Immunofluorescence (IF) analysis
3 × 103 cells were plated on cover slips in 24-well plates. The cells were fixed using 4% paraformaldehyde at room temperature for 20 minutes, premeabilized using 0.2% Triton X-100 in PBS for 10 minutes and then blocked with 5% BSA at room temperature for 1 hour, followed by incubation of primary antibodies at 4 ℃ overnight. Then the cells were washed using PBST (0.1% Tween-20 in PBS) for tree times and incubated with appropriate fluorophore-conjugated secondary antibodies (1:1000, Thermo Fisher Scientific, CA, USA). After incubation with DAPI (Kaiji, Nanjing, China), the cover slips were mounted on slides and scanned using AX10 imager A2 microscope (Carl Zeiss MicroImaging).

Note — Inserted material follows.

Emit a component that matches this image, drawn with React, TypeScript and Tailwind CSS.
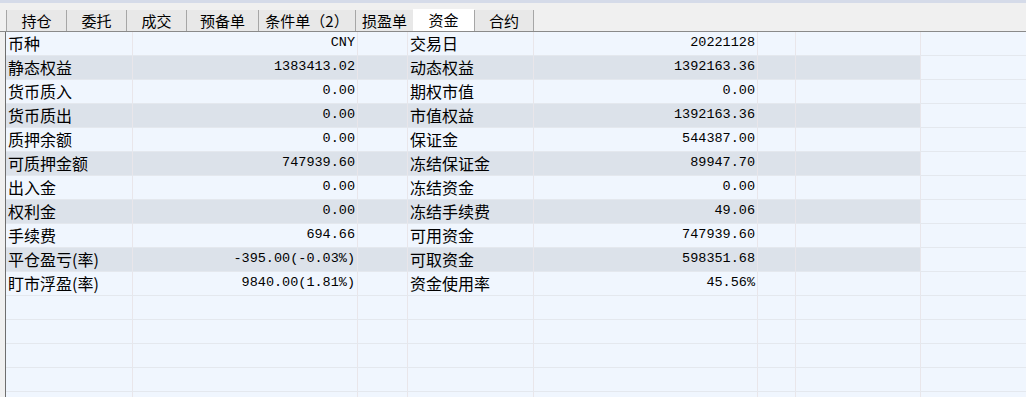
const tabs = [
  { label: "持仓", w: "w-[60px]" },
  { label: "委托", w: "w-[60px]" },
  { label: "成交", w: "w-[60px]" },
  { label: "预备单", w: "w-[72px]" },
  { label: "条件单（2）", w: "w-[97px]" },
  { label: "损盈单", w: "w-[58px]" },
  { label: "资金", w: "w-[61px]", active: true },
  { label: "合约", w: "w-[60px]" },
];

const rows: [string, string, string, string][] = [
  ["币种", "CNY", "交易日", "20221128"],
  ["静态权益", "1383413.02", "动态权益", "1392163.36"],
  ["货币质入", "0.00", "期权市值", "0.00"],
  ["货币质出", "0.00", "市值权益", "1392163.36"],
  ["质押余额", "0.00", "保证金", "544387.00"],
  ["可质押金额", "747939.60", "冻结保证金", "89947.70"],
  ["出入金", "0.00", "冻结资金", "0.00"],
  ["权利金", "0.00", "冻结手续费", "49.06"],
  ["手续费", "694.66", "可用资金", "747939.60"],
  ["平仓盈亏(率)", "-395.00(-0.03%)", "可取资金", "598351.68"],
  ["盯市浮盈(率)", "9840.00(1.81%)", "资金使用率", "45.56%"],
];

const cjk = "font-['Noto_Sans_CJK_SC',sans-serif]";
const mono = "font-['Liberation_Mono','Noto_Sans_CJK_SC',monospace]";

function Row({ cells, striped }: { cells?: [string, string, string, string]; striped?: boolean }) {
  const bg = striped ? "bg-[#dce2ea]" : "bg-[#f0f6fe]";
  const cell = `h-full shrink-0 border-r border-[#e9e6ea] ${bg}`;
  return (
    <div className="flex h-[24px] border-b border-[#e4e8ee] bg-[#f0f6fe]">
      <div className={`${cell} w-[127px] pl-[2px] pb-[2px] flex items-center text-[16px] leading-[20px] ${cjk}`}>{cells?.[0]}</div>
      <div className={`${cell} w-[225px] pr-[2px] pb-[1px] flex items-center justify-end text-[13.5px] leading-[18px] ${mono}`}>{cells?.[1]}</div>
      <div className={`${cell} w-[50px]`} />
      <div className={`${cell} w-[126px] pl-[2px] pb-[2px] flex items-center text-[16px] leading-[20px] ${cjk}`}>{cells?.[2]}</div>
      <div className={`${cell} w-[224px] pr-[2px] pb-[1px] flex items-center justify-end text-[13.5px] leading-[18px] ${mono}`}>{cells?.[3]}</div>
      <div className={`${cell} w-[38px]`} />
      <div className={`${cell} w-[125px]`} />
      <div className="flex-1" />
    </div>
  );
}

export default function App() {
  return (
    <div className="w-[1026px] h-[397px] overflow-hidden bg-[#f0f0f0] flex flex-col text-black">
      {/* top strip */}
      <div className="h-[3px] bg-[#d5dbe9]" />

      {/* tabs */}
      <div className="h-[29px] flex items-end pl-[6px] border-b border-[#8a8a8a]">
        {tabs.map((t, i) => (
          <div
            key={i}
            className={`${t.w} flex items-center justify-center text-[15px] leading-[20px] ${cjk} ${
              t.active
                ? "h-[22px] bg-white"
                : "h-[21px] bg-[#e8e8e8] border-l border-[#a6a6a6]"
            } ${i === tabs.length - 1 ? "border-r" : ""}`}
          >
            {t.label}
          </div>
        ))}
      </div>

      {/* table */}
      <div className="flex-1 ml-[5px] border-l border-[#6e6e6e] bg-[#f0f6fe] overflow-hidden">
        {rows.map((r, i) => (
          <Row key={i} cells={r} striped={i % 2 === 1} />
        ))}
        {[0, 1, 2, 3, 4].map((i) => (
          <Row key={"e" + i} />
        ))}
      </div>
    </div>
  );
}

Subcellular protein fractionation
Cytoplasmic and nuclear protein fractions were extracted by using the NE-PER™ Nuclear and Cytoplasmic Extraction Reagents (Thermo Fisher Scientific, CA, USA) according to its protocol. The extracted protein samples were subsequently analyzed by WB assay. The β-Tubulin and Histone H3 were used as cytoplasmic and nuclear endogenous control, respectively.
TOP/FOP Flash assay
1 × 104 cells were seeded in triplicate in a 24-well plate 24 hours prior to transfection. They were co-transfected with the pRL-CMV plasmid (Renilla luciferase, Promega) plus either TOP-Flash or FOP-Flash plasmid (Upstate) according to the instructions of Lipofectamine 3000 (Invitrogen, Carlsbad, CA, USA). Cells were cultured for 48 hours and then the luciferase activity were evaluated using Duo-Luciferase HS Assay Kit (GeneCopoeia, CA, USA) in accordance with the manufacturer’s instructions. The results were shown as TOP/FOP Flash activity.

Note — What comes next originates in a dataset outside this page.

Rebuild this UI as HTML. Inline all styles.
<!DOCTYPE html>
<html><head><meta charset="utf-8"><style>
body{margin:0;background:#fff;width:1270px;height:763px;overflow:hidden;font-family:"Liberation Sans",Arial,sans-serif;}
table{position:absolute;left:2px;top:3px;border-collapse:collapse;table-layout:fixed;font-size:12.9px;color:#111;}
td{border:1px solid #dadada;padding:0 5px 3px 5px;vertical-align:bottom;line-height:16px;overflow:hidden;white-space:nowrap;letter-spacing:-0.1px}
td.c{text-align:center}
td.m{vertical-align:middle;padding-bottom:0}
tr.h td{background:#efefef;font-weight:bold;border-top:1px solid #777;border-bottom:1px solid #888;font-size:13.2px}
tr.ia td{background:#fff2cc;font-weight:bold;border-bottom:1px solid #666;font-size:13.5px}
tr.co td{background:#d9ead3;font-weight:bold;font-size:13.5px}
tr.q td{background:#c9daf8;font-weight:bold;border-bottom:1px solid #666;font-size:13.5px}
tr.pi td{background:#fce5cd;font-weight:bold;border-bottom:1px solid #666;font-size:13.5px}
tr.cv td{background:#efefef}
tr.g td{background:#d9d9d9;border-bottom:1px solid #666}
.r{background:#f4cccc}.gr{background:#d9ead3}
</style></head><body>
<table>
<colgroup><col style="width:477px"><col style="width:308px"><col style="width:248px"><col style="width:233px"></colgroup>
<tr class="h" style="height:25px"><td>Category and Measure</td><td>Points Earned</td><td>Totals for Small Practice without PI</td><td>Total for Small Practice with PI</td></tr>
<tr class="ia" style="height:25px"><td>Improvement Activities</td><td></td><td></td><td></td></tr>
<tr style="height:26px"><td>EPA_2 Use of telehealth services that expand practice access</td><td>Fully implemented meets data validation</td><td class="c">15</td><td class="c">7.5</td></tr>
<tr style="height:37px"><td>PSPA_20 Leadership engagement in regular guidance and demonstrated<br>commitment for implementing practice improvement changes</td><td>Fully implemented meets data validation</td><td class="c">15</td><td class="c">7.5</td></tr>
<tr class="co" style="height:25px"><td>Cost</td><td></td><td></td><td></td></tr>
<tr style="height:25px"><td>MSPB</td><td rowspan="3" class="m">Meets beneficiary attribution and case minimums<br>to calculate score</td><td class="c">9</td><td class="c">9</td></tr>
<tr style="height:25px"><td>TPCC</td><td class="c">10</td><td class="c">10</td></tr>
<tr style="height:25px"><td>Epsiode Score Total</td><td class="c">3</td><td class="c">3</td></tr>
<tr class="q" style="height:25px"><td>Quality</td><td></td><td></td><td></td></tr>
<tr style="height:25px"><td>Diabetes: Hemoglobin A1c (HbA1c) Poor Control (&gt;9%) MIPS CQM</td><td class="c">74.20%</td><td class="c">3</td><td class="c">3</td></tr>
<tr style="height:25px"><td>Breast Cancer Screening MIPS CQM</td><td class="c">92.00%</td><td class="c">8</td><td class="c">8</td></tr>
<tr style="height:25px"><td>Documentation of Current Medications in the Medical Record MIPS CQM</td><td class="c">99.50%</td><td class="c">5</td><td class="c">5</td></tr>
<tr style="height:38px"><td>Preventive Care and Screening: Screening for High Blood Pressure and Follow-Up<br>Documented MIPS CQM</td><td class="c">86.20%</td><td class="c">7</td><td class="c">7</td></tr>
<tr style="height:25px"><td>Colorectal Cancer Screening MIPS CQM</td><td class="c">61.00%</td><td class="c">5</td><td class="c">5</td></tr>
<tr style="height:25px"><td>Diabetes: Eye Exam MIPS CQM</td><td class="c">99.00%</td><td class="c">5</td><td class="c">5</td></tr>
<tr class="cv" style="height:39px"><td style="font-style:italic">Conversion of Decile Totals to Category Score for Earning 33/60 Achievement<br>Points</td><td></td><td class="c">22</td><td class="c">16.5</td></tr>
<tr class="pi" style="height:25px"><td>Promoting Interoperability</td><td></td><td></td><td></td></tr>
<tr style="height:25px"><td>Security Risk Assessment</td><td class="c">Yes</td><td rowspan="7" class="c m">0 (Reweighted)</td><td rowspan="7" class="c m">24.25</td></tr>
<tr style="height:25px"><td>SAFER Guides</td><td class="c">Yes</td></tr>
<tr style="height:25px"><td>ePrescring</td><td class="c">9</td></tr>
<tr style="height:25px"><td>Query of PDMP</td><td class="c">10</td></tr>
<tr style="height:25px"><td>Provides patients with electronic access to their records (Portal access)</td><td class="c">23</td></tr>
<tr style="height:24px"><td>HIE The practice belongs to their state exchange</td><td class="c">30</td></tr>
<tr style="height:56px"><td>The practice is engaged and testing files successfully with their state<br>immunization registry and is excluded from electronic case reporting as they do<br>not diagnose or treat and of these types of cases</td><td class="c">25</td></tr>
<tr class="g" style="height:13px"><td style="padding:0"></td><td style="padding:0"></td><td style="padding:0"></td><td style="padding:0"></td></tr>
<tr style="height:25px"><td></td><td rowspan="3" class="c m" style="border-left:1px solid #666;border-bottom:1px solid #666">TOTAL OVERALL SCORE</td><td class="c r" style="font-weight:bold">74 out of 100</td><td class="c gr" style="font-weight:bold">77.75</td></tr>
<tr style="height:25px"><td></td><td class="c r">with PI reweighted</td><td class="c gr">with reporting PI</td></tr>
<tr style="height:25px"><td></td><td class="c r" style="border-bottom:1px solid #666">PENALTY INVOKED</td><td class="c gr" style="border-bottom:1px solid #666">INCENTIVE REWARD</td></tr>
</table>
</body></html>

Co-IP was conducted using Pierce Crosslink Magnetic IP/Co-IP Kit in accordance with the manufacturer’s instructions (Thermo Fisher Scientific, CA, USA). Briefly, cell lysates were incubated with protein A/G magnetic beads which were previously bind to primary antibodies, then dissociated the bound antigens from antibody-crosslinked beads by eluting in a low-pH elution buffer. The eluent was detected by WB analysis.
All the statistical analyses were performed by applying SPSS software (version 23.0, SPSS Inc., Chicago, IL, USA), GraphPad Prism software (version, 8.0La Jolla, CA, USA) and MedCalc software (version 15.2.2). Data was exhibited as mean ± standard deviation (SD). Student’s t-test was used to investigate continuous variables. Multiple hypothesis test was assessed by using Monte Carlo method. The Person χ2 test was applied to examine correlations. The survival curves were plotted using Kaplan-Meier method and tested by log-rank test. Subsequently, Cox proportional hazards regression model (enter method) was utilized to evaluation of potential independent prognostic factors. Potential confounders with P values less than 0.05 in univariate regression analyses were selected for multivariate regression models. A two-tailed P value < 0.05 was considered statistically significant.